Afterword

The scream came unexpectedly. It was a sound of great anguish, as if the pain of the child had found a woman's voice. It was a sound of grief, of the letting go that follows the formal acceptance of great suffering.

With a patient in a psychiatric ward, I heard the woman's scream as Megan Kanka disappeared in the dead of summer. The patient had just heard that the child had been raped and murdered. For the next twelve hours, there was profound mourning among the women on the ward. Many were victims of sexual abuse, and the news of the rape and murder of a small girl was more than they could bear. I did not think so many tears could fall for so long. That was in 1994. It is now 1999.

In the essay you have read, I wanted to establish a narrative of the murder and its aftermath, and I wanted to offer an interpretation of what this tragedy tells us about the universal tragedy of sexual child abuse and the particular tragedy of Megan Kanka’s death. I wanted to write an true elegy, a poem, but instead there is this essay. I am only an academic writer, a father of five whose sadness for the death of a child I did not know continues to haunt me. I have tried to mark this tragedy in the only way that I know.

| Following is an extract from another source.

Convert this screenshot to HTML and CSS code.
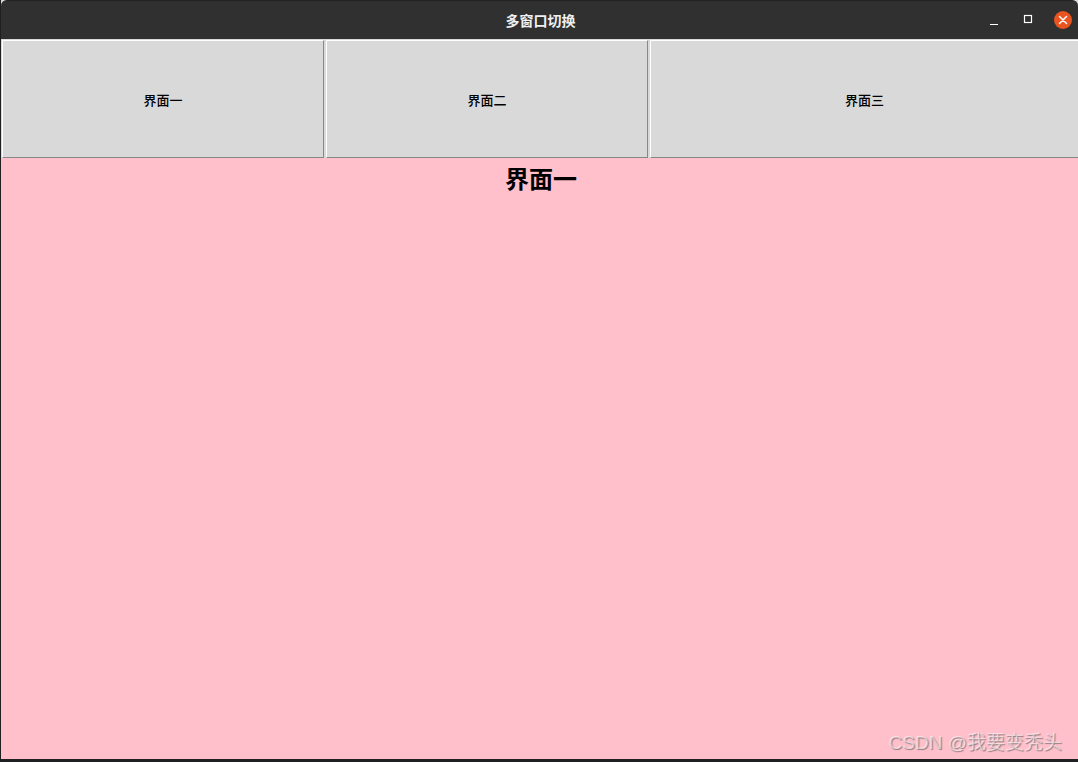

Yet how easily the child is lost among the agendas. Sometimes I think that I have put Megan Kanka behind me and then I round a corner and see a pink ribbon on a mother's blouse and the politics and sociology of it all fades.

An elegy is supposed to end with the contemplation of something eternal. As much as I would like it to be otherwise, I'm afraid that I have seen very little in life that is constant except the telling of truthful stories and the making of sincere wishes.

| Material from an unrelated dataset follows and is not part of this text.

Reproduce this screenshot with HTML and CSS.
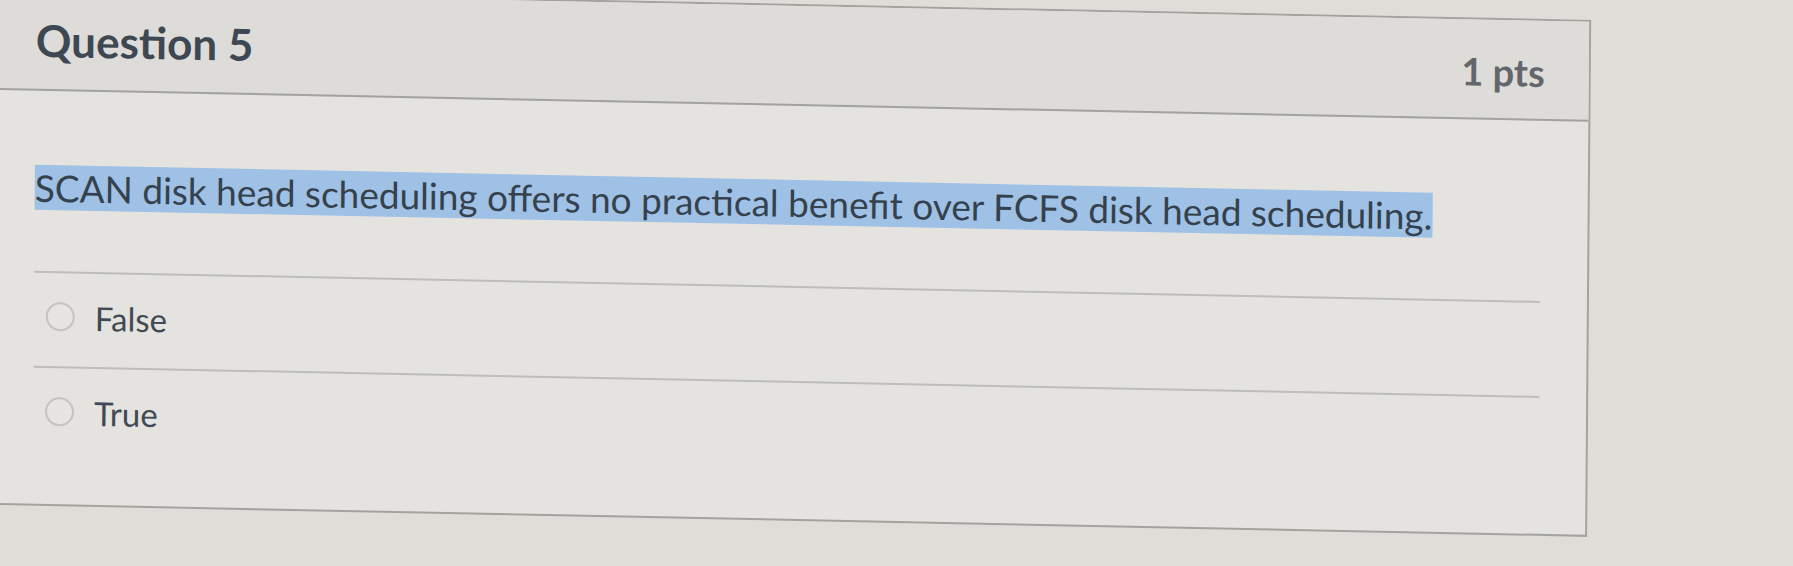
FILE: index.html
```html
<!DOCTYPE html>
<html lang="en">
<head>
    <meta charset="UTF-8">
    <meta name="viewport" content="width=device-width, initial-scale=1.0">
    <title>Quiz: Question 5</title>
    <link rel="stylesheet" href="styles.css">
</head>
<body>
    <!-- Question card -->
    <div class="question">
        <div class="question-header">
            <span class="question-name">Question 5</span>
            <span class="question-points">1 pts</span>
        </div>

        <div class="question-body">
            <p class="question-text"><span class="selected">SCAN disk head scheduling offers no practical benefit over FCFS disk head scheduling.</span></p>

            <div class="answers">
                <label class="answer">
                    <input type="radio" name="question_5" value="false">
                    <span class="answer-label">False</span>
                </label>
                <label class="answer">
                    <input type="radio" name="question_5" value="true">
                    <span class="answer-label">True</span>
                </label>
            </div>
        </div>
    </div>
</body>
</html>
```

FILE: styles.css
```css
body {
    font-family: Lato, "Open Sans", sans-serif;
    margin: 0;
    padding: 0;
    background-color: #e0ddd8;
    height: 566px;
    overflow: hidden;
}
/* Question card */
.question {
    margin: -12px 204px 0 -6px;
    border: 2px solid #a2a2a0;
    background-color: #e4e3df;
    /* the card sits slightly tilted on the page */
    transform-origin: 6px 300px;
    transform: rotate(0.45deg) skewY(0.7deg);
}
.question-header {
    display: flex;
    justify-content: space-between;
    align-items: baseline;
    padding: 23px 44px 23px 38px;
    background-color: #dddcd8;
    border-bottom: 2px solid #a2a2a0;
}
.question-name {
    font-size: 44px;
    font-weight: bold;
    color: #3d4852;
}
.question-points {
    font-size: 38px;
    font-weight: bold;
    color: #63676c;
}
/* Question text and answers */
.question-body {
    padding: 74px 47px 43px 38px;
}
.question-text {
    margin: 0;
    font-size: 37px;
    color: #35424d;
}
.selected {
    background-color: #9fc1e6;
}
.answers {
    margin-top: 61px;
}
.answer {
    display: flex;
    align-items: center;
    height: 87px;
    padding: 0 0 6px 12px;
    border-top: 2px solid #bdbdbb;
    cursor: pointer;
}
.answer input {
    appearance: none;
    -webkit-appearance: none;
    width: 29px;
    height: 29px;
    margin: 0 20px 0 0;
    border: 2px solid #c3c3c1;
    border-radius: 50%;
    background-color: #e6e5e1;
}
.answer-label {
    font-size: 33px;
    color: #3f4a54;
}
```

I wish for you, then, Megan, a house in the afterlife where

. . . peace comes dropping slow,
Dropping from the veils of the morning to where the cricket sings;
There midnight's all a glimmer, and noon a purple glow,
And evening full of the linnet's wings.

W. B. Yeats, "The Lake Isle of Innisfree" (5-8)

I wish for you a place to live where you can experience corsages and kisses and promises kept. I wish for you your own children with whom you garden in the spring, and I wish that your grandchildren may surround you in your old age to return the love that you surely earned in your seven short years. I wish you happiness and rest in that place, Megan, where you will be always with each of us in our deep heart's core.